# Exercise instructions:
Without the pictures, output the lines of the material from the very first through the one that holds "Search, ArrowDown, Share2".

BEGIN Given entries

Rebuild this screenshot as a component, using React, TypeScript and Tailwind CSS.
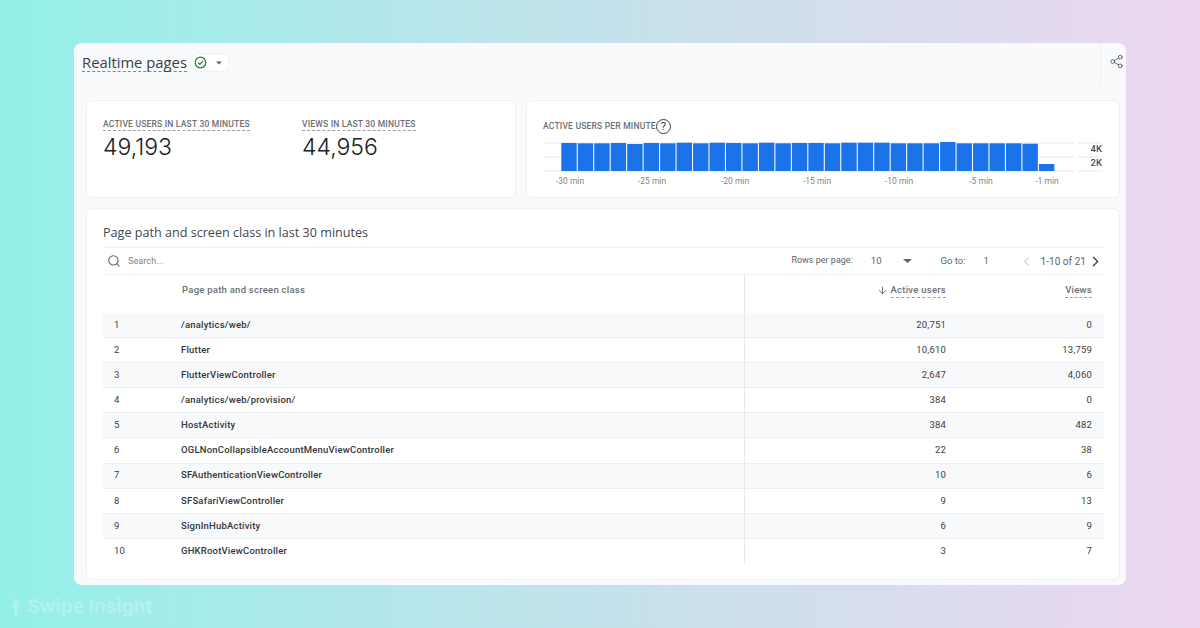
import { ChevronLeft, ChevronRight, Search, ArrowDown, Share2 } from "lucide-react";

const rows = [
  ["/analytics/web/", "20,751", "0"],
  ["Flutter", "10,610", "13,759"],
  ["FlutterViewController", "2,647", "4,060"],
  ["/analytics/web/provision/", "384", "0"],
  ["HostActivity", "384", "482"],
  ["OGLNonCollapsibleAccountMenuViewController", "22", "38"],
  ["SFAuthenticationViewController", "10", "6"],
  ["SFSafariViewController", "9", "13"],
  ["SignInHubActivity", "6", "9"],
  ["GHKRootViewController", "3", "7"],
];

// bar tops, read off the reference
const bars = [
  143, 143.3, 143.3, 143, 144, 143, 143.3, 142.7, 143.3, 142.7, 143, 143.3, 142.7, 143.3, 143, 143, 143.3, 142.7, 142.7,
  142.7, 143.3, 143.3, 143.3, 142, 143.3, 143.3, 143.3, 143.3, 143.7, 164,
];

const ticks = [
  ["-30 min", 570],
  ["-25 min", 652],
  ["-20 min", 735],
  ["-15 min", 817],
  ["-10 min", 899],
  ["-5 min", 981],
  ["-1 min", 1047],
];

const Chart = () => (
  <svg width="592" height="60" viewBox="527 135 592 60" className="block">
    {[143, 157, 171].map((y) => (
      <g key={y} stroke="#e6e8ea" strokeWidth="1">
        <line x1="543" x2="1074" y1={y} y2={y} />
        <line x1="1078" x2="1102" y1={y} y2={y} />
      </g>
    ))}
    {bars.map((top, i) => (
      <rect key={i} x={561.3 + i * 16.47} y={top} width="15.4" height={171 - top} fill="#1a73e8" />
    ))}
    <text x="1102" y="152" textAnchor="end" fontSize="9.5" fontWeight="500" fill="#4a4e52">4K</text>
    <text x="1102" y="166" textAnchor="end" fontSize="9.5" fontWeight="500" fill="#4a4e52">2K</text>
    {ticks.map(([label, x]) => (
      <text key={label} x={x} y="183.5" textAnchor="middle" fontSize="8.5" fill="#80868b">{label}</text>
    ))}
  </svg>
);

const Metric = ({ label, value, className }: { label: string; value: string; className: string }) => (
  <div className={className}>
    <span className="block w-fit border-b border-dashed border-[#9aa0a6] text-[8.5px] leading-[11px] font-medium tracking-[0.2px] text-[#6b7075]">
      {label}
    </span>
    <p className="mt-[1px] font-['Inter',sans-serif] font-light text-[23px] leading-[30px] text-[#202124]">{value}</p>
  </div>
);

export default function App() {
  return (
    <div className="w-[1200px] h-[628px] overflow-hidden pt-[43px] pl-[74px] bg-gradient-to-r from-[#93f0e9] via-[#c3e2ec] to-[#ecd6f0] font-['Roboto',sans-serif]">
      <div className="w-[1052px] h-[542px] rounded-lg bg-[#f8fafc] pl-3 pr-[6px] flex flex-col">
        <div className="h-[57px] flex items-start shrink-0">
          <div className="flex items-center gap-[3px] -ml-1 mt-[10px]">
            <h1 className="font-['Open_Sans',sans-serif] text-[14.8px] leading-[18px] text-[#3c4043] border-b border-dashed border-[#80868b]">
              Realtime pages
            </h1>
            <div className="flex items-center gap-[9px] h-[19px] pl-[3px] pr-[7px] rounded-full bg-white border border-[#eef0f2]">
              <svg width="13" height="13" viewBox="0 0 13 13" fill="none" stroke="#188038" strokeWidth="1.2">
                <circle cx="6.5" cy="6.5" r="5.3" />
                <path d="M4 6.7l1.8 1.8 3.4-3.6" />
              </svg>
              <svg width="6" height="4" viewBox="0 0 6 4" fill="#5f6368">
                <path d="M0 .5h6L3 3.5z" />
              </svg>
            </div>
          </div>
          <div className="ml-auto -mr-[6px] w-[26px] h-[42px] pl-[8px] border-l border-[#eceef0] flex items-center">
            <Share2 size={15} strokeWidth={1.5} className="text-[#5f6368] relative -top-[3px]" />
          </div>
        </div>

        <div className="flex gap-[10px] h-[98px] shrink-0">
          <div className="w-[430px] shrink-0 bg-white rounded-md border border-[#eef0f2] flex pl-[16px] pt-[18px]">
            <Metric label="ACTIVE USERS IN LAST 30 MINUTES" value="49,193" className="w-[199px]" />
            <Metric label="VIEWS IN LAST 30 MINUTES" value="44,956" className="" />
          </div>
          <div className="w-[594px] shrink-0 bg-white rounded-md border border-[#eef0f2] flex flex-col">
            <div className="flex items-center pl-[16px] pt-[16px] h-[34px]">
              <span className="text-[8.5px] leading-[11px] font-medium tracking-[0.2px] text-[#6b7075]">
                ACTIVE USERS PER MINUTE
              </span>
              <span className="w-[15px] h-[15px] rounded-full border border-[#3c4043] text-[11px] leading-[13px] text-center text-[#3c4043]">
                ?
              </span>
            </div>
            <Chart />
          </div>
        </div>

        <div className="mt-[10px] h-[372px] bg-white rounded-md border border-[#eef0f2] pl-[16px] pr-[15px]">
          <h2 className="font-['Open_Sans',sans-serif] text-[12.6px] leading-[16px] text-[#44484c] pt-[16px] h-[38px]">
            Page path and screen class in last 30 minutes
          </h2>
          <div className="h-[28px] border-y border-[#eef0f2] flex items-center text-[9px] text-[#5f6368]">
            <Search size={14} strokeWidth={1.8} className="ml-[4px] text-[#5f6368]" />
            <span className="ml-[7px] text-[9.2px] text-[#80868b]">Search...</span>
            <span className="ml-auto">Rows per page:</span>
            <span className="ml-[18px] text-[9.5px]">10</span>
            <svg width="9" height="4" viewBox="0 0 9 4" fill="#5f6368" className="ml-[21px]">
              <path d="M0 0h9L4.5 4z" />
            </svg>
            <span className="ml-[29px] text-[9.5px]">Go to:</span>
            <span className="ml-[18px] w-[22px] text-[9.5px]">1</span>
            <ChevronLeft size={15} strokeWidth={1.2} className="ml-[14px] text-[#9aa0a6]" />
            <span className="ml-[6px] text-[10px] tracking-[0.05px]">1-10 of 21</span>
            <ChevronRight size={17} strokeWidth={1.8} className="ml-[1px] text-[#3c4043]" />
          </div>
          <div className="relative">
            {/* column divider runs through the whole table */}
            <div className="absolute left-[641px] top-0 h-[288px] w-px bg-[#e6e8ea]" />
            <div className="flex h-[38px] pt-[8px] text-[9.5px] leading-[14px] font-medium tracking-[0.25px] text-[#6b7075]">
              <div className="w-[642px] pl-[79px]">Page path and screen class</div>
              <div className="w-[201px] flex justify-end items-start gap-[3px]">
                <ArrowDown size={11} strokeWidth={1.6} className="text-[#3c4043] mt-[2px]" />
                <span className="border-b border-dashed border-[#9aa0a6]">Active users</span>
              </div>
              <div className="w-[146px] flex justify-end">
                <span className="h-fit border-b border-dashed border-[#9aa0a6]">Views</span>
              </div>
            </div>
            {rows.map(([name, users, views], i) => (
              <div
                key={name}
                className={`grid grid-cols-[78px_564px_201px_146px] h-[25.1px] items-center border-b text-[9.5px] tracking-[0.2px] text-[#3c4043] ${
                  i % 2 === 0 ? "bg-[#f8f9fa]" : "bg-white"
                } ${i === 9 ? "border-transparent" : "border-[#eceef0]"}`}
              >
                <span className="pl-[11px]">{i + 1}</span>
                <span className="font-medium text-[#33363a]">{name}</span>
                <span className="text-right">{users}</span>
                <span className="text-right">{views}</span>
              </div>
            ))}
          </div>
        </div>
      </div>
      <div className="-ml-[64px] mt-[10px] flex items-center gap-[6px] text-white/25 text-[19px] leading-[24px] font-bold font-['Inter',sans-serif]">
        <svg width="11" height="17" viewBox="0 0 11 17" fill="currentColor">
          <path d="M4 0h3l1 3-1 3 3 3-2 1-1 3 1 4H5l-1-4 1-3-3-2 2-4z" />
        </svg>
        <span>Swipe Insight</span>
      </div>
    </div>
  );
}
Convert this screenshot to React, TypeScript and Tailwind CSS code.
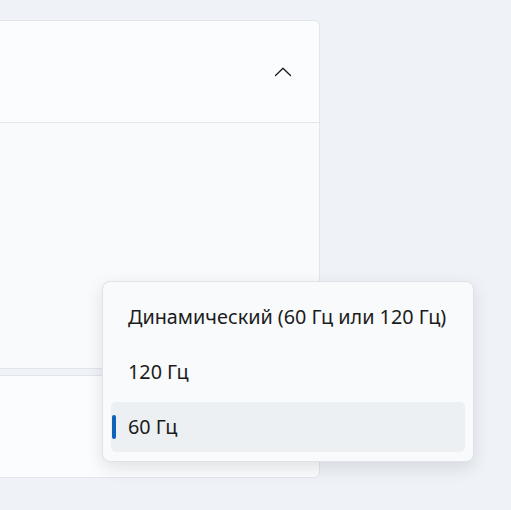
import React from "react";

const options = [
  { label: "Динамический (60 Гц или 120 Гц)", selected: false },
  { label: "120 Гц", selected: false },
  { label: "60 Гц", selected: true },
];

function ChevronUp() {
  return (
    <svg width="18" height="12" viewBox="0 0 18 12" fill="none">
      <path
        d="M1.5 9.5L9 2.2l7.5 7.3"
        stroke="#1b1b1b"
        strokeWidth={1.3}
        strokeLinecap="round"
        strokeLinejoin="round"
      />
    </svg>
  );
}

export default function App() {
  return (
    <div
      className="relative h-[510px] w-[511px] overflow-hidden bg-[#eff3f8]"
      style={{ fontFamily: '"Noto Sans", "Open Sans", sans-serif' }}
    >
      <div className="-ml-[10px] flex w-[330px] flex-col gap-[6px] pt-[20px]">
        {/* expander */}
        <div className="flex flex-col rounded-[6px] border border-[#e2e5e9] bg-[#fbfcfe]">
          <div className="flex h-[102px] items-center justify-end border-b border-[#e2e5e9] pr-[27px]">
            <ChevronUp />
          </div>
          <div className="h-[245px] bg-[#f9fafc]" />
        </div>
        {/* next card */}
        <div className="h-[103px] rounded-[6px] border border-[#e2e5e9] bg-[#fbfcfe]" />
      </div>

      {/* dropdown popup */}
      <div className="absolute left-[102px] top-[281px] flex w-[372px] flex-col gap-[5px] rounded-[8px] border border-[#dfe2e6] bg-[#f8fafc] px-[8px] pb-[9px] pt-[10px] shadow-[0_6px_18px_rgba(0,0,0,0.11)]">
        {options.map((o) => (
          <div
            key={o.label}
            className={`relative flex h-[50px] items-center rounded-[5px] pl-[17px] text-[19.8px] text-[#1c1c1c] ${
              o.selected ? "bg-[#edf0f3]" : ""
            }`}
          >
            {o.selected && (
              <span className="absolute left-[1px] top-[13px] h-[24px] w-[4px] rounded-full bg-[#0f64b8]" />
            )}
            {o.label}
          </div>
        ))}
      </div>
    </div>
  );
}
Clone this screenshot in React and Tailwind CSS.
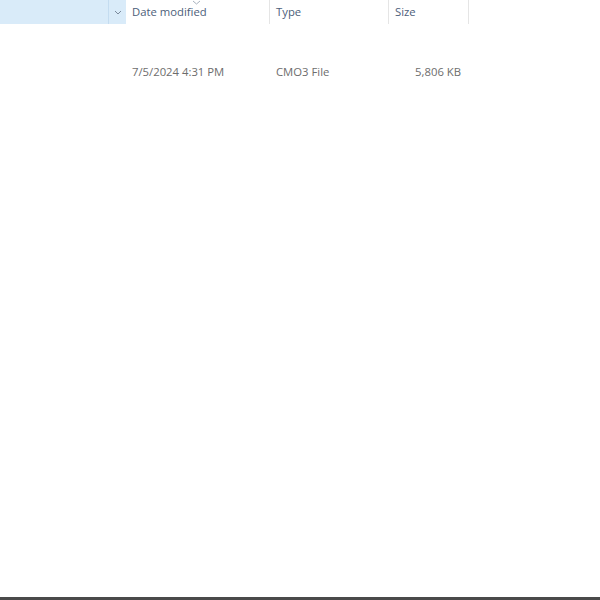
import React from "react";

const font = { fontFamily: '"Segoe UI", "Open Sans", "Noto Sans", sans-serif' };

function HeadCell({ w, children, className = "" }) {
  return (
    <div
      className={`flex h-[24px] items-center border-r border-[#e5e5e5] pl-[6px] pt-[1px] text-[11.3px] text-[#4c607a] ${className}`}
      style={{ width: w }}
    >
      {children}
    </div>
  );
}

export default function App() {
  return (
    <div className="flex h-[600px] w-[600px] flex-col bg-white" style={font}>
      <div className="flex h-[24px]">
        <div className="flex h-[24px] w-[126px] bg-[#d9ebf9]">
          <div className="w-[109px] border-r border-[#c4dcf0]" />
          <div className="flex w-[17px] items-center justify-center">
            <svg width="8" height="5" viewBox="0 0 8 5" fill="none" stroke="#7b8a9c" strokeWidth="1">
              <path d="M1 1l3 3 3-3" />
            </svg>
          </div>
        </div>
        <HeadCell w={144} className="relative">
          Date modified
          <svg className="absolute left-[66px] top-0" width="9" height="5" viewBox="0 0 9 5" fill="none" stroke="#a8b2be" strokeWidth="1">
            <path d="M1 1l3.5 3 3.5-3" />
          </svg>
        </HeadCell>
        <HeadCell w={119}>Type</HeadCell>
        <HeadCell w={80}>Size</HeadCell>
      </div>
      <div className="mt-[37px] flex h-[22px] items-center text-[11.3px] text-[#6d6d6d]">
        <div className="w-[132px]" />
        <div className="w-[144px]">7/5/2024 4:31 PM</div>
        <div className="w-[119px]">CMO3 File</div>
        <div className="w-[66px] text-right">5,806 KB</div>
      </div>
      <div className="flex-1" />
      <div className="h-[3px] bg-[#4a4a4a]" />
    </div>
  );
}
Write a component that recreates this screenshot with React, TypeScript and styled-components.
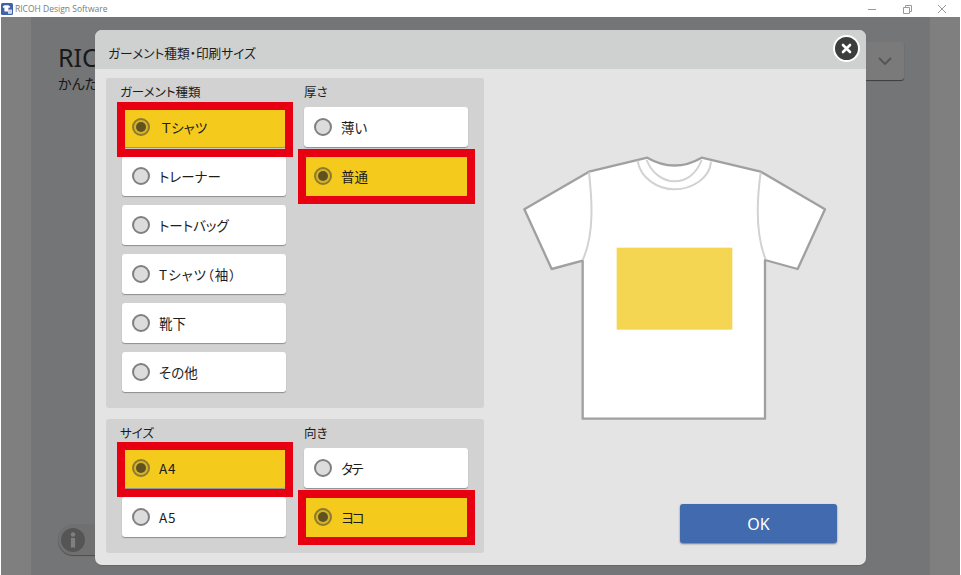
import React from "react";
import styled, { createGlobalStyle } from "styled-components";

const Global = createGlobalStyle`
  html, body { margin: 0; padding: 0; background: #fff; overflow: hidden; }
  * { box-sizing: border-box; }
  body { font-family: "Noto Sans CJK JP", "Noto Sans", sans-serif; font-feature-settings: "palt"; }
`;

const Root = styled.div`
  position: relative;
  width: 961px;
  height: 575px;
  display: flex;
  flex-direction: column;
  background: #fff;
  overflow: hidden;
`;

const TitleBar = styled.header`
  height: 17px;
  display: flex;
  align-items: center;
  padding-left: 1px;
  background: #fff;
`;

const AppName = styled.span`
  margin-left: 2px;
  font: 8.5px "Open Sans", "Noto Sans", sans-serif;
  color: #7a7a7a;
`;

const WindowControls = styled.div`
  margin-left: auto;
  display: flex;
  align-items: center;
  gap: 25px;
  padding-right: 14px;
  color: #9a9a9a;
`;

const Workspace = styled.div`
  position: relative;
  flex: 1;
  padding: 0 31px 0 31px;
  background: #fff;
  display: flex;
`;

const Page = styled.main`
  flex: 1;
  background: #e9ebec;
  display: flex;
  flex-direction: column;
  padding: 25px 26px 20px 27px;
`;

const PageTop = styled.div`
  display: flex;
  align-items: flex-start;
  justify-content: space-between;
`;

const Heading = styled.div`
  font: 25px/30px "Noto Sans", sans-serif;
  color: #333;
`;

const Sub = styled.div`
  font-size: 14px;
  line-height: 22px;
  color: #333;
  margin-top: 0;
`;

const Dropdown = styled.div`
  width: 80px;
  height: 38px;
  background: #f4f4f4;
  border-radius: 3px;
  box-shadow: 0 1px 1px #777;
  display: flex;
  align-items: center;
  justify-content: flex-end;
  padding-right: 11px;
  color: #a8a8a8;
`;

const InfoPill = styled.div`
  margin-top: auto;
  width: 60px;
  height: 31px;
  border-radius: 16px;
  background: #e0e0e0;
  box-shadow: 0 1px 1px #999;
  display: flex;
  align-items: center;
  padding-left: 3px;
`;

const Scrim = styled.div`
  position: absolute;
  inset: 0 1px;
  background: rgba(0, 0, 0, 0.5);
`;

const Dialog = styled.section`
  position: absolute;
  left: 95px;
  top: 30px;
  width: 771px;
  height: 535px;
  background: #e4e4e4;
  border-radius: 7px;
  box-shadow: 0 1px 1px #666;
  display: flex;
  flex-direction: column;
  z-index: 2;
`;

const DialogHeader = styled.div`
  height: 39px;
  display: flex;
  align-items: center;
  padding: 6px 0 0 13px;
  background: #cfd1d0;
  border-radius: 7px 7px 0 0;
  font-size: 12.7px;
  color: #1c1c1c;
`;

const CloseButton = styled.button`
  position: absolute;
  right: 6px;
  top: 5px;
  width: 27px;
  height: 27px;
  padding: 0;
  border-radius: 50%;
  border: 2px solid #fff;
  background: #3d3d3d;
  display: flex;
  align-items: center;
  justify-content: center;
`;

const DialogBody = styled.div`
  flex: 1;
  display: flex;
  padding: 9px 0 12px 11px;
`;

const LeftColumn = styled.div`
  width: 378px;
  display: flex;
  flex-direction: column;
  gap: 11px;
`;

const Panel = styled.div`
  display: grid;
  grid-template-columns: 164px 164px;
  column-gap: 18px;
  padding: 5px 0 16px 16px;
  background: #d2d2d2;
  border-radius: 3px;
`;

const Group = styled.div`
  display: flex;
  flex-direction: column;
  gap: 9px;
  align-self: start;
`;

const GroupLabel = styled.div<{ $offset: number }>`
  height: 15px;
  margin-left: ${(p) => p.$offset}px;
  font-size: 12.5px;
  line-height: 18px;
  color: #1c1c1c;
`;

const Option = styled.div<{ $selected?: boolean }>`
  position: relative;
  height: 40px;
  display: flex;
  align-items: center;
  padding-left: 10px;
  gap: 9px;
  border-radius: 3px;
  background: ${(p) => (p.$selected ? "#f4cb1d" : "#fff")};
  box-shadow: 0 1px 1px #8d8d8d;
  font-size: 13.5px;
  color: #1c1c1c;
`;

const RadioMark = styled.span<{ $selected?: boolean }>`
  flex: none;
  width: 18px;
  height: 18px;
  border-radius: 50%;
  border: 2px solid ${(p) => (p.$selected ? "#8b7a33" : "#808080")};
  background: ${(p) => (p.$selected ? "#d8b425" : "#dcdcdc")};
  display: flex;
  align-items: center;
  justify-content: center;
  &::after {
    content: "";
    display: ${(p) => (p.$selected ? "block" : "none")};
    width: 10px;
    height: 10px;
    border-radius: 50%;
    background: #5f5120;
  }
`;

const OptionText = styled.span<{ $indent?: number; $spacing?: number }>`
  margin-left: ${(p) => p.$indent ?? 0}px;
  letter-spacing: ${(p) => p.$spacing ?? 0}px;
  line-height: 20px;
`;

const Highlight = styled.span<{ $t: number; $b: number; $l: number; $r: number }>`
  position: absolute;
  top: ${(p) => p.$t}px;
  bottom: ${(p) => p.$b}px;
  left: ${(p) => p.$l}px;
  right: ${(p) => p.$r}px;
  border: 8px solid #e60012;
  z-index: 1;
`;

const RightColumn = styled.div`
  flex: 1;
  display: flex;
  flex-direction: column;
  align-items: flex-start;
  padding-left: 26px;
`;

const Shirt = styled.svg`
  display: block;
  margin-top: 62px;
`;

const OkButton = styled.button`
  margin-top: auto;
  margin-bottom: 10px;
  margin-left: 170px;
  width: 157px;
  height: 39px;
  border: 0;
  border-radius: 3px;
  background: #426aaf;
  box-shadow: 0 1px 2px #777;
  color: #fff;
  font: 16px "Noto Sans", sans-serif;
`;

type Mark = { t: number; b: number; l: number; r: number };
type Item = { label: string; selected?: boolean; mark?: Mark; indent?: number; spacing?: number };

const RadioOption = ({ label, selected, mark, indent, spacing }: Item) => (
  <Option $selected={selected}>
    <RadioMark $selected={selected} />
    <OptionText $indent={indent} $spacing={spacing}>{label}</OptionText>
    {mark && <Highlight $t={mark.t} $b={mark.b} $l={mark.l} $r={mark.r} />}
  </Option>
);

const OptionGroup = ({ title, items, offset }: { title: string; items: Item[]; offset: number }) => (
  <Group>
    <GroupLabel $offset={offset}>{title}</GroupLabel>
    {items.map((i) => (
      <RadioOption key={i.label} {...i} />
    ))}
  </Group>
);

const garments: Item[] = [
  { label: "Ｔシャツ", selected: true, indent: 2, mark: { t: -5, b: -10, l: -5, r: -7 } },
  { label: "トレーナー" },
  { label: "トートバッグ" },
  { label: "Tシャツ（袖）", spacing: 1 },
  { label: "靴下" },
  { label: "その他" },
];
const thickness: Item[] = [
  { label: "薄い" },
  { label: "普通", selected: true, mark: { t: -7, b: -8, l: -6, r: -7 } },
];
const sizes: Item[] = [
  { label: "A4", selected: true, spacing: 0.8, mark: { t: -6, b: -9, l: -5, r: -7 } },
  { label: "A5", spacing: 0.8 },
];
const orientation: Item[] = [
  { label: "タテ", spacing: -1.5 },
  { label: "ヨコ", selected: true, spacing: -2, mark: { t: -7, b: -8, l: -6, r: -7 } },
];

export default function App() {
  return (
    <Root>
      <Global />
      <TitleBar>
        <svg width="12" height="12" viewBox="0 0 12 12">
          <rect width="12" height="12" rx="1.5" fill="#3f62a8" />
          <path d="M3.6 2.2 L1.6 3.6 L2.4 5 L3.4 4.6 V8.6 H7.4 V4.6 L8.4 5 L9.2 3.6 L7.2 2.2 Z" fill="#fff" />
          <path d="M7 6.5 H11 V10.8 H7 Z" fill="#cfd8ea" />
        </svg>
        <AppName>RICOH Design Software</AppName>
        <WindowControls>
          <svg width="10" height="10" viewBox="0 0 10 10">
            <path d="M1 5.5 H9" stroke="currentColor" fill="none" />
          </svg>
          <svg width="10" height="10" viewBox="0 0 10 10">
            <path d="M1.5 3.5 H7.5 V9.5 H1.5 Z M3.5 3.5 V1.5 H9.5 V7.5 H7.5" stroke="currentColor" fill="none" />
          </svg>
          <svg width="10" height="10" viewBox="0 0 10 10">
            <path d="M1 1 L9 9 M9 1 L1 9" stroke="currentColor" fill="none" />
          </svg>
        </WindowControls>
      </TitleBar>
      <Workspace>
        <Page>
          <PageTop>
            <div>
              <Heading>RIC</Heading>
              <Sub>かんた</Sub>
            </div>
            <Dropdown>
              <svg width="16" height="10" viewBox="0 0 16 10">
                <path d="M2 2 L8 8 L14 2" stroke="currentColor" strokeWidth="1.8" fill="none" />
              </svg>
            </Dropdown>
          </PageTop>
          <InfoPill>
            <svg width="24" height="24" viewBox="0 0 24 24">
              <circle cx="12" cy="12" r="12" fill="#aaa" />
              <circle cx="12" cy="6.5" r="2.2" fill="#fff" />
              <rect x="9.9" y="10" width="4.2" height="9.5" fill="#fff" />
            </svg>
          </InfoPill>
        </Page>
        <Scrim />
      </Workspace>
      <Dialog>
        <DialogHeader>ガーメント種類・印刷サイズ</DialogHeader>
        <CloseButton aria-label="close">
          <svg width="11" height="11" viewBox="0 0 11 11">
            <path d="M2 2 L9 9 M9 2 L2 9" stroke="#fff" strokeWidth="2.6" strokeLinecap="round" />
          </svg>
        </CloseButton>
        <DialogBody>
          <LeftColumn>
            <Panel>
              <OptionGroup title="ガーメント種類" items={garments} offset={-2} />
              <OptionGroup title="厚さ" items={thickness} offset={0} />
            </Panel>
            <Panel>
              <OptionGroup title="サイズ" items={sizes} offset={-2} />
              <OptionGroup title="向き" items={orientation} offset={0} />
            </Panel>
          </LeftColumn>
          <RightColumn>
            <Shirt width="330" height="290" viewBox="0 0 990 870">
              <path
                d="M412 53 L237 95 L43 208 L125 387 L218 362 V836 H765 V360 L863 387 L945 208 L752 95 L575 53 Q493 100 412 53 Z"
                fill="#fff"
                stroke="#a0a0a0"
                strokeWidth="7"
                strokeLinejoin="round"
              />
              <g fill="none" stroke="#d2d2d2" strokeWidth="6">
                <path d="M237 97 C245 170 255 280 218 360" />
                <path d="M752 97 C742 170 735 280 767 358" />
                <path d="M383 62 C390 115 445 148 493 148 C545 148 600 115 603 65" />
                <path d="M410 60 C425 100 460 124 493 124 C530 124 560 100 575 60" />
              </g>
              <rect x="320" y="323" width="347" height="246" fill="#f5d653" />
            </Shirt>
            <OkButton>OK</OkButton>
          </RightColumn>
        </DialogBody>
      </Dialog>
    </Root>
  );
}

END Given entries

# Full output:
Rebuild this screenshot as a component, using React, TypeScript and Tailwind CSS.
import { ChevronLeft, ChevronRight, Search, ArrowDown, Share2 } from "lucide-react";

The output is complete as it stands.